Cut to a few years later, when I was in-between jobs in 2013 and pretty much crawling out of my skin with nothing to do. I went with my mother to a second-hand shop that has just opened and I saw a copy of “Perfume: The Story of a Murderer” for the expensive price of  50 cents, with the cover of a beautiful young lady which  I’d later find out is a detail of the painting “Nymphe et satyre” by Antoine Watteau.

After a long struggle debating if my personal economy could sustain the weight of such an expensive item I decided to go nuts and I bought it. I had a vague recollection of seeing parts of the 2006 film starring Ben Whishaw, but outside of a few separate scenes caught accidentally on TV, I avoided watching it having heard that the book itself is one of a kind item and not wanting the book spoiled. Editorial note: I’ve since watched the film, and taking into account the difficulty of adapting the source material I think it is a wonderful movie, although as with many cases I got more out of the book.

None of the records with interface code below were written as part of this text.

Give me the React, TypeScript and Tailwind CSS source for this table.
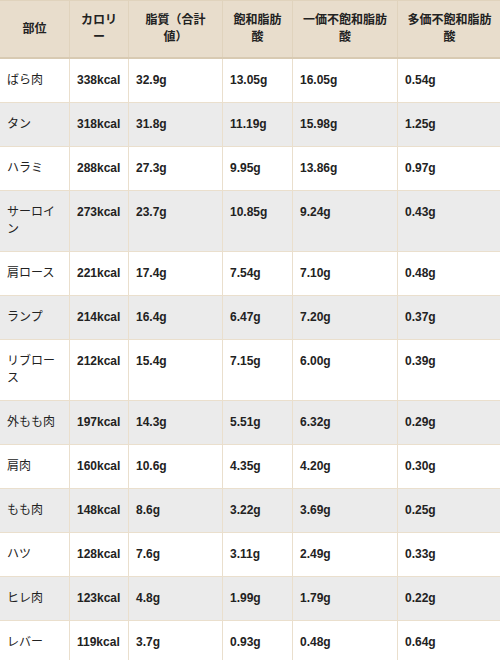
const headers = ["部位", "カロリー", "脂質（合計値）", "飽和脂肪酸", "一価不飽和脂肪酸", "多価不飽和脂肪酸"];

const rows = [
  ["ばら肉", "338kcal", "32.9g", "13.05g", "16.05g", "0.54g"],
  ["タン", "318kcal", "31.8g", "11.19g", "15.98g", "1.25g"],
  ["ハラミ", "288kcal", "27.3g", "9.95g", "13.86g", "0.97g"],
  ["サーロイン", "273kcal", "23.7g", "10.85g", "9.24g", "0.43g"],
  ["肩ロース", "221kcal", "17.4g", "7.54g", "7.10g", "0.48g"],
  ["ランプ", "214kcal", "16.4g", "6.47g", "7.20g", "0.37g"],
  ["リブロース", "212kcal", "15.4g", "7.15g", "6.00g", "0.39g"],
  ["外もも肉", "197kcal", "14.3g", "5.51g", "6.32g", "0.29g"],
  ["肩肉", "160kcal", "10.6g", "4.35g", "4.20g", "0.30g"],
  ["もも肉", "148kcal", "8.6g", "3.22g", "3.69g", "0.25g"],
  ["ハツ", "128kcal", "7.6g", "3.11g", "2.49g", "0.33g"],
  ["ヒレ肉", "123kcal", "4.8g", "1.99g", "1.79g", "0.22g"],
  ["レバー", "119kcal", "3.7g", "0.93g", "0.48g", "0.64g"],
];

const colWidths = ["w-[70px]", "w-[59px]", "w-[94px]", "w-[70px]", "w-[105px]", "w-[104px]"];

export default function App() {
  return (
    <div className="w-[500px] h-[660px] overflow-hidden bg-white">
      <table
        className="-ml-px w-[502px] table-fixed border-collapse text-[12px] leading-[17px] text-[#222] [text-spacing-trim:space-all]"
        style={{ fontFamily: '"Liberation Sans", Arial, "Noto Sans CJK JP", sans-serif' }}
      >
        <colgroup>
          {colWidths.map((w, i) => (
            <col key={i} className={w} />
          ))}
        </colgroup>
        <thead>
          <tr className="bg-[#e8ddcc]">
            {headers.map((h) => (
              <th
                key={h}
                className="border border-[#e0d3bd] border-b-2 border-b-[#d8cab2] px-[7px] py-[11px] text-center font-bold align-middle"
              >
                {h}
              </th>
            ))}
          </tr>
        </thead>
        <tbody>
          {rows.map((r, i) => (
            <tr key={r[0]} className={i % 2 === 1 ? "bg-[#ebebeb]" : "bg-white"}>
              {r.map((c, j) => (
                <td
                  key={j}
                  className={`border border-[#eadfcd] px-[7px] py-[13px] text-left align-top ${
                    j === 0 ? "font-normal" : "font-bold"
                  }`}
                >
                  {c}
                </td>
              ))}
            </tr>
          ))}
        </tbody>
      </table>
    </div>
  );
}
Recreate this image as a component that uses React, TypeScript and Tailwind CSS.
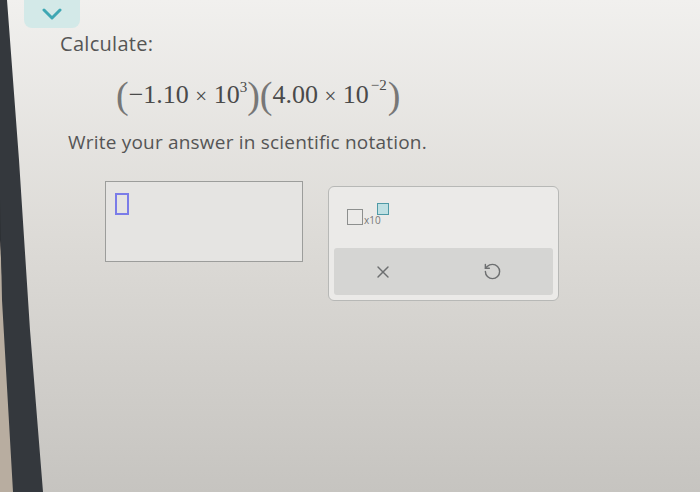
import React from 'react';
import { X, RotateCcw } from 'lucide-react';

const sans = { fontFamily: '"Open Sans", "Noto Sans", sans-serif' };
const serif = { fontFamily: '"Liberation Serif", "DejaVu Serif", serif' };

const Bezel: React.FC = () => (
  <svg
    className="absolute left-0 top-0 h-[492px] w-[50px] pointer-events-none"
    viewBox="0 0 50 492"
    preserveAspectRatio="none"
  >
    <polygon points="0,0 3,0 3,492 0,492" fill="#2c2f33" />
    <polygon points="0,240 14,492 0,492" fill="#b8ada0" />
    <polygon points="0,0 7,0 19,160 30,330 43,492 13,492 2,300 0,200" fill="#34383d" />
  </svg>
);

const Expression: React.FC = () => (
  <div className="flex items-center text-[#4a4a4a]" style={serif}>
    <span className="text-[38px] font-light leading-none text-[#777]">(</span>
    <span className="text-[26px] leading-none">
      −1.10 <span className="text-[21px]">×</span> 10
    </span>
    <span className="text-[15px] leading-none -mt-[15px]">3</span>
    <span className="text-[38px] font-light leading-none text-[#777]">)</span>
    <span className="text-[38px] font-light leading-none text-[#777]">(</span>
    <span className="text-[26px] leading-none">
      4.00 <span className="text-[21px]">×</span> 10
    </span>
    <span className="text-[15px] leading-none -mt-[20px] ml-[2px]">−2</span>
    <span className="text-[38px] font-light leading-none text-[#777] ml-[1px]">)</span>
  </div>
);

const Keypad: React.FC = () => (
  <div className="w-[231px] h-[115px] mt-[5px] rounded-[6px] border-[1.5px] border-[#b7b8b6] bg-[#ebeae8] flex flex-col p-[5px]">
    <div className="flex items-end h-[56px] pl-[13px] pb-[23px]">
      <div className="w-[16px] h-[16px] border-[1.5px] border-[#8d8f8e]" />
      <span className="text-[10px] leading-none text-[#777] ml-[1px]" style={sans}>x10</span>
      <div className="w-[12px] h-[12px] border-[1.5px] border-[#4f9aa6] bg-[#bfe0e3] mb-[10px] -ml-[4px]" />
    </div>
    <div className="flex-1 rounded-[3px] bg-[#d5d5d3] flex items-center pl-[39px] gap-[90px]">
      <X className="w-[20px] h-[20px] text-[#6d6f70]" strokeWidth={1.7} />
      <RotateCcw className="w-[19px] h-[19px] text-[#6d6f70]" strokeWidth={1.8} />
    </div>
  </div>
);

export default function App() {
  return (
    <div className="relative w-[700px] h-[492px] overflow-hidden bg-gradient-to-b from-[#f1f0ee] via-[#dcdad6] to-[#c6c4c0]">
      <div className="flex flex-col">
        <div className="ml-[24px] w-[56px] h-[28px] rounded-b-[8px] bg-[#d3e9e8] flex items-center justify-center">
          <svg width="20" height="12" viewBox="0 0 20 12">
            <polyline points="2,2 10,10 18,2" fill="none" stroke="#3ea7b3" strokeWidth="3" strokeLinecap="round" strokeLinejoin="round" />
          </svg>
        </div>
        <div className="ml-[60px] mt-[3px] text-[20px] leading-[26px] tracking-[0.3px] text-[#555]" style={sans}>
          Calculate:
        </div>
        <div className="ml-[116px] mt-[19px]">
          <Expression />
        </div>
        <div className="ml-[68px] mt-[15px] text-[19px] leading-[26px] tracking-[0.2px] text-[#555]" style={sans}>
          Write your answer in scientific notation.
        </div>
        <div className="flex items-start mt-[26px] ml-[105px] gap-[25px]">
          <div className="w-[198px] h-[81px] border-[1.5px] border-[#9c9d9b] bg-[#e5e4e2] pl-[9px] pt-[11px]">
            <div className="w-[14px] h-[22px] border-2 border-[#7a7ce8]" />
          </div>
          <Keypad />
        </div>
      </div>
      <Bezel />
    </div>
  );
}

Perfume (going back to the book) feels like a unique novel to me. Focusing on the sense of smell is interesting in itself.  Creating a character and a story around that is complicated. Doing all that whilst exploring themes of identity and isolation in a background setting in 18th century France is brilliance. The story has been described by my brother as a dark fairy tale and I would not disagree with that statement.
After reading the book and having absolutely loved everything about it, I began to find out more about it and, among many things, discovered that Kurt Cobain was really obsessed with it (see interview below):
I also discovered that Perfume: The Story of a Murdered is the source of inspiration for track two of the previously mentioned album “In Utero” called “Scentless Apprentice”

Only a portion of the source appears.